DATASET ROWS:

————

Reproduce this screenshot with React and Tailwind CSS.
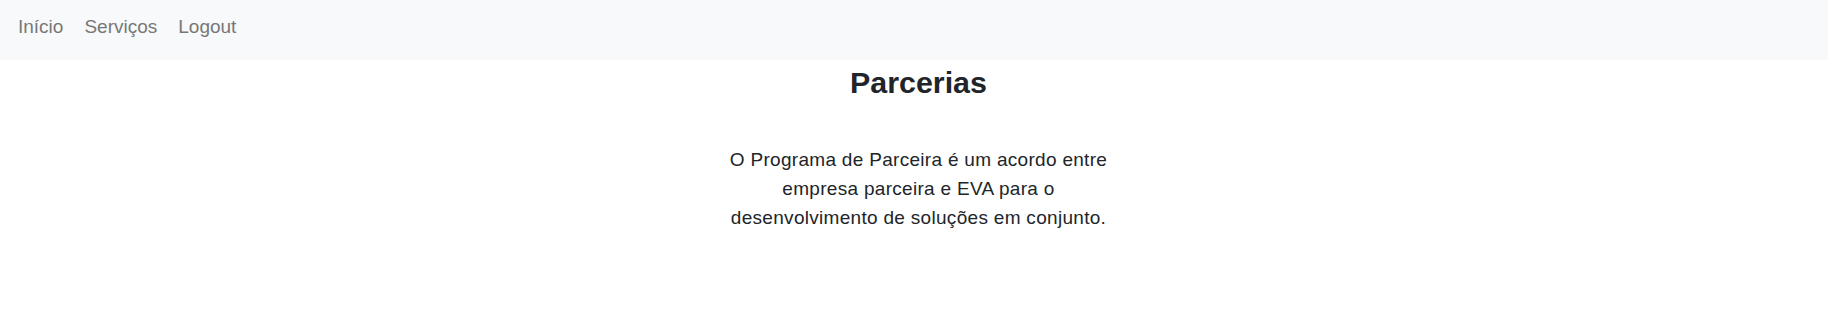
export default function App() {
  return (
    <div className="min-h-[325px] bg-white text-[#212529] font-['Liberation_Sans',Arial,sans-serif]">
      {/* Top bar */}
      <nav className="h-[60px] bg-[#f8f9fa] pl-[18px] pt-[12.5px]">
        <ul className="flex gap-[21px] text-[19px] leading-[28.5px] text-[#777777]">
          <li>Início</li>
          <li>Serviços</li>
          <li>Logout</li>
        </ul>
      </nav>

      <main className="flex flex-col items-center pl-[9px]">
        <h2 className="mt-[3.5px] text-[30.4px] font-bold leading-[36.5px]">Parcerias</h2>
        <p className="mt-[44.5px] text-center text-[19px] leading-[29px] tracking-[0.3px]">
          O Programa de Parceira é um acordo entre
          <br />
          empresa parceira e EVA para o
          <br />
          desenvolvimento de soluções em conjunto.
        </p>
      </main>
    </div>
  )
}
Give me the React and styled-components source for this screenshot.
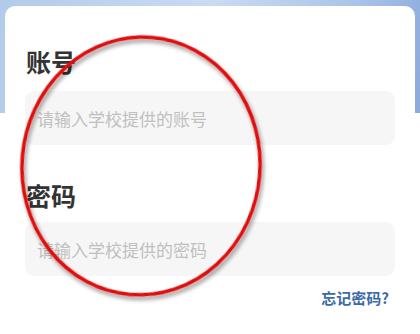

————

WORK REQUIRED: Write the listing above out again exactly, dropping each image.

ANSWER FOR THE TASK:
Reproduce this screenshot with React and Tailwind CSS.
export default function App() {
  return (
    <div className="min-h-[325px] bg-white text-[#212529] font-['Liberation_Sans',Arial,sans-serif]">
      {/* Top bar */}
      <nav className="h-[60px] bg-[#f8f9fa] pl-[18px] pt-[12.5px]">
        <ul className="flex gap-[21px] text-[19px] leading-[28.5px] text-[#777777]">
          <li>Início</li>
          <li>Serviços</li>
          <li>Logout</li>
        </ul>
      </nav>

      <main className="flex flex-col items-center pl-[9px]">
        <h2 className="mt-[3.5px] text-[30.4px] font-bold leading-[36.5px]">Parcerias</h2>
        <p className="mt-[44.5px] text-center text-[19px] leading-[29px] tracking-[0.3px]">
          O Programa de Parceira é um acordo entre
          <br />
          empresa parceira e EVA para o
          <br />
          desenvolvimento de soluções em conjunto.
        </p>
      </main>
    </div>
  )
}
Give me the React and styled-components source for this screenshot.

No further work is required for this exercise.